Retype each line of the material exactly, please, skipping any picture in it.

━━━━━━

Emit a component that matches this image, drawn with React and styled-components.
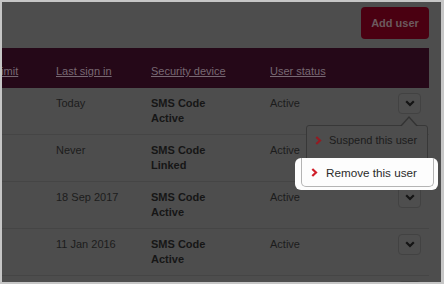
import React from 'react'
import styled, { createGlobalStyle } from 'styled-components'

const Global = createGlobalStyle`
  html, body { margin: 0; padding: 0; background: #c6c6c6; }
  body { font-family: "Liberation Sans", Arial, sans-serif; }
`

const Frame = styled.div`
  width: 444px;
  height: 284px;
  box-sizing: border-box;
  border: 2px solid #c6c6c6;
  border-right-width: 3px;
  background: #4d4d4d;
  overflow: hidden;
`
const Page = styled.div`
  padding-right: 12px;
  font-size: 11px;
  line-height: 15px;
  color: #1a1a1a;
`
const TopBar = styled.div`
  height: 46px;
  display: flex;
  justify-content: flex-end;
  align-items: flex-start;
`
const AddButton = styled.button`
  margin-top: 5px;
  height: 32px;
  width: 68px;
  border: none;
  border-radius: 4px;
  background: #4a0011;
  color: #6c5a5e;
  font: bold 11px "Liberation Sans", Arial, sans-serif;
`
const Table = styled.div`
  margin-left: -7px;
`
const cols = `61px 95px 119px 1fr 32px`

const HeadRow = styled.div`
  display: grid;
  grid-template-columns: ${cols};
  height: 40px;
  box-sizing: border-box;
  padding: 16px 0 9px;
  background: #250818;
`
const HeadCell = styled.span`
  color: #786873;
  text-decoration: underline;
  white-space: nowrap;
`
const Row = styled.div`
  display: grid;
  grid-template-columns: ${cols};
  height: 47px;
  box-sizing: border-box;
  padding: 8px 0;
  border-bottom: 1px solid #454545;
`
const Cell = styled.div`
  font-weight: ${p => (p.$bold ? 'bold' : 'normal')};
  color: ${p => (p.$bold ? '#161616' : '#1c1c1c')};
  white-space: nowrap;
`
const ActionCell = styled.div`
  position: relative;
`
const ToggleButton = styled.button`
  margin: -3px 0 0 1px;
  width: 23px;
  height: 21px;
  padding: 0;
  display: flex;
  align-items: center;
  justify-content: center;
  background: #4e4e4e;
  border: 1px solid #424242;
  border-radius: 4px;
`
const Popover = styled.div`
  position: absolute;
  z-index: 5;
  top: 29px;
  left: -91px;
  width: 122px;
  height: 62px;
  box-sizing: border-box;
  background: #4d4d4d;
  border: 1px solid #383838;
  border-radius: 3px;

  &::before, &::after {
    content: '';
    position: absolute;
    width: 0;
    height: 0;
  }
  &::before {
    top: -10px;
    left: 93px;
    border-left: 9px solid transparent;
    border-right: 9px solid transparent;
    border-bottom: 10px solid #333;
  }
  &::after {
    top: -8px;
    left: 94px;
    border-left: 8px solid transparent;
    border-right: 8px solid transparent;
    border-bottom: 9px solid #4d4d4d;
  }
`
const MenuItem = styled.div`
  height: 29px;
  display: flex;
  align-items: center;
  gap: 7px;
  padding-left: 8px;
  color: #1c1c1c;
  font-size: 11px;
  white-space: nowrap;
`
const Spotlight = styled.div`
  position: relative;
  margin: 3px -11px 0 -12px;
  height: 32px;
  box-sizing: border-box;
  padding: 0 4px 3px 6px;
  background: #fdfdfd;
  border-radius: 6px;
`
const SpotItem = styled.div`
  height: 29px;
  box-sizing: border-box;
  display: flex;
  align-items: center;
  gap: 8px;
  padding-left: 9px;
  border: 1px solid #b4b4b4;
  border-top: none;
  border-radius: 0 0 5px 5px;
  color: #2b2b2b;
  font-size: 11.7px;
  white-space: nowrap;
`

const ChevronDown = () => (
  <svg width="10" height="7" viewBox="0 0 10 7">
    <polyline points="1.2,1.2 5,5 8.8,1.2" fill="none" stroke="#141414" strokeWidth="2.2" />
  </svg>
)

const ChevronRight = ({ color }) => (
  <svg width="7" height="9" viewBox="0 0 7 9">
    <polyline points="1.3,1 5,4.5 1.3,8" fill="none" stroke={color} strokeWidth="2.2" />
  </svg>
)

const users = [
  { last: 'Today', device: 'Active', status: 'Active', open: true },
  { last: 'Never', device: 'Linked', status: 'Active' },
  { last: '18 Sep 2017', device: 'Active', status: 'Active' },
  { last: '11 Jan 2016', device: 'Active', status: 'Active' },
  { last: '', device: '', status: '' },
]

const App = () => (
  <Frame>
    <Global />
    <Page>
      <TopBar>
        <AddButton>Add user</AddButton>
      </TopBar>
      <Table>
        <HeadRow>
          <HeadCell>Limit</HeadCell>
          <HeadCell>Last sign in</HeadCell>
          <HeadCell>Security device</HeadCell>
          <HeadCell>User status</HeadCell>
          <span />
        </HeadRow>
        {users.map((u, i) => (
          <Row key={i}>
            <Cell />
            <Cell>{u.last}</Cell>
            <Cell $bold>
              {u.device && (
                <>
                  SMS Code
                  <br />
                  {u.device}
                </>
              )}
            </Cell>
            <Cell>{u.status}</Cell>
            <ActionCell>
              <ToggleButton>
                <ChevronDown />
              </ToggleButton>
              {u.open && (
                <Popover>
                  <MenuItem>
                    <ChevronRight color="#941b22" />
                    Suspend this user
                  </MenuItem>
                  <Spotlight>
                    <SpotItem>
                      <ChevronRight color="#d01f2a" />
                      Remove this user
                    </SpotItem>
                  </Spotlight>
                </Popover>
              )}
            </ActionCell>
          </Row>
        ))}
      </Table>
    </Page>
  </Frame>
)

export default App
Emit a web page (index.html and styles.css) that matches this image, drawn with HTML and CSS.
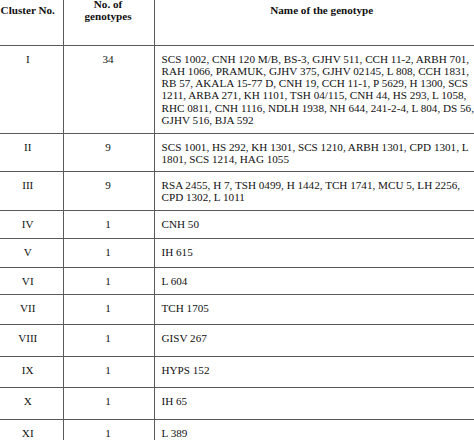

━━━━━━

» **FULL SOLUTION**
Emit a component that matches this image, drawn with React and styled-components.
import React from 'react'
import styled, { createGlobalStyle } from 'styled-components'

const Global = createGlobalStyle`
  html, body { margin: 0; padding: 0; background: #c6c6c6; }
  body { font-family: "Liberation Sans", Arial, sans-serif; }
`

const Frame = styled.div`
  width: 444px;
  height: 284px;
  box-sizing: border-box;
  border: 2px solid #c6c6c6;
  border-right-width: 3px;
  background: #4d4d4d;
  overflow: hidden;
`
const Page = styled.div`
  padding-right: 12px;
  font-size: 11px;
  line-height: 15px;
  color: #1a1a1a;
`
const TopBar = styled.div`
  height: 46px;
  display: flex;
  justify-content: flex-end;
  align-items: flex-start;
`
const AddButton = styled.button`
  margin-top: 5px;
  height: 32px;
  width: 68px;
  border: none;
  border-radius: 4px;
  background: #4a0011;
  color: #6c5a5e;
  font: bold 11px "Liberation Sans", Arial, sans-serif;
`
const Table = styled.div`
  margin-left: -7px;
`
const cols = `61px 95px 119px 1fr 32px`

const HeadRow = styled.div`
  display: grid;
  grid-template-columns: ${cols};
  height: 40px;
  box-sizing: border-box;
  padding: 16px 0 9px;
  background: #250818;
`
const HeadCell = styled.span`
  color: #786873;
  text-decoration: underline;
  white-space: nowrap;
`
const Row = styled.div`
  display: grid;
  grid-template-columns: ${cols};
  height: 47px;
  box-sizing: border-box;
  padding: 8px 0;
  border-bottom: 1px solid #454545;
`
const Cell = styled.div`
  font-weight: ${p => (p.$bold ? 'bold' : 'normal')};
  color: ${p => (p.$bold ? '#161616' : '#1c1c1c')};
  white-space: nowrap;
`
const ActionCell = styled.div`
  position: relative;
`
const ToggleButton = styled.button`
  margin: -3px 0 0 1px;
  width: 23px;
  height: 21px;
  padding: 0;
  display: flex;
  align-items: center;
  justify-content: center;
  background: #4e4e4e;
  border: 1px solid #424242;
  border-radius: 4px;
`
const Popover = styled.div`
  position: absolute;
  z-index: 5;
  top: 29px;
  left: -91px;
  width: 122px;
  height: 62px;
  box-sizing: border-box;
  background: #4d4d4d;
  border: 1px solid #383838;
  border-radius: 3px;

  &::before, &::after {
    content: '';
    position: absolute;
    width: 0;
    height: 0;
  }
  &::before {
    top: -10px;
    left: 93px;
    border-left: 9px solid transparent;
    border-right: 9px solid transparent;
    border-bottom: 10px solid #333;
  }
  &::after {
    top: -8px;
    left: 94px;
    border-left: 8px solid transparent;
    border-right: 8px solid transparent;
    border-bottom: 9px solid #4d4d4d;
  }
`
const MenuItem = styled.div`
  height: 29px;
  display: flex;
  align-items: center;
  gap: 7px;
  padding-left: 8px;
  color: #1c1c1c;
  font-size: 11px;
  white-space: nowrap;
`
const Spotlight = styled.div`
  position: relative;
  margin: 3px -11px 0 -12px;
  height: 32px;
  box-sizing: border-box;
  padding: 0 4px 3px 6px;
  background: #fdfdfd;
  border-radius: 6px;
`
const SpotItem = styled.div`
  height: 29px;
  box-sizing: border-box;
  display: flex;
  align-items: center;
  gap: 8px;
  padding-left: 9px;
  border: 1px solid #b4b4b4;
  border-top: none;
  border-radius: 0 0 5px 5px;
  color: #2b2b2b;
  font-size: 11.7px;
  white-space: nowrap;
`

const ChevronDown = () => (
  <svg width="10" height="7" viewBox="0 0 10 7">
    <polyline points="1.2,1.2 5,5 8.8,1.2" fill="none" stroke="#141414" strokeWidth="2.2" />
  </svg>
)

const ChevronRight = ({ color }) => (
  <svg width="7" height="9" viewBox="0 0 7 9">
    <polyline points="1.3,1 5,4.5 1.3,8" fill="none" stroke={color} strokeWidth="2.2" />
  </svg>
)

const users = [
  { last: 'Today', device: 'Active', status: 'Active', open: true },
  { last: 'Never', device: 'Linked', status: 'Active' },
  { last: '18 Sep 2017', device: 'Active', status: 'Active' },
  { last: '11 Jan 2016', device: 'Active', status: 'Active' },
  { last: '', device: '', status: '' },
]

const App = () => (
  <Frame>
    <Global />
    <Page>
      <TopBar>
        <AddButton>Add user</AddButton>
      </TopBar>
      <Table>
        <HeadRow>
          <HeadCell>Limit</HeadCell>
          <HeadCell>Last sign in</HeadCell>
          <HeadCell>Security device</HeadCell>
          <HeadCell>User status</HeadCell>
          <span />
        </HeadRow>
        {users.map((u, i) => (
          <Row key={i}>
            <Cell />
            <Cell>{u.last}</Cell>
            <Cell $bold>
              {u.device && (
                <>
                  SMS Code
                  <br />
                  {u.device}
                </>
              )}
            </Cell>
            <Cell>{u.status}</Cell>
            <ActionCell>
              <ToggleButton>
                <ChevronDown />
              </ToggleButton>
              {u.open && (
                <Popover>
                  <MenuItem>
                    <ChevronRight color="#941b22" />
                    Suspend this user
                  </MenuItem>
                  <Spotlight>
                    <SpotItem>
                      <ChevronRight color="#d01f2a" />
                      Remove this user
                    </SpotItem>
                  </Spotlight>
                </Popover>
              )}
            </ActionCell>
          </Row>
        ))}
      </Table>
    </Page>
  </Frame>
)

export default App
Emit a web page (index.html and styles.css) that matches this image, drawn with HTML and CSS.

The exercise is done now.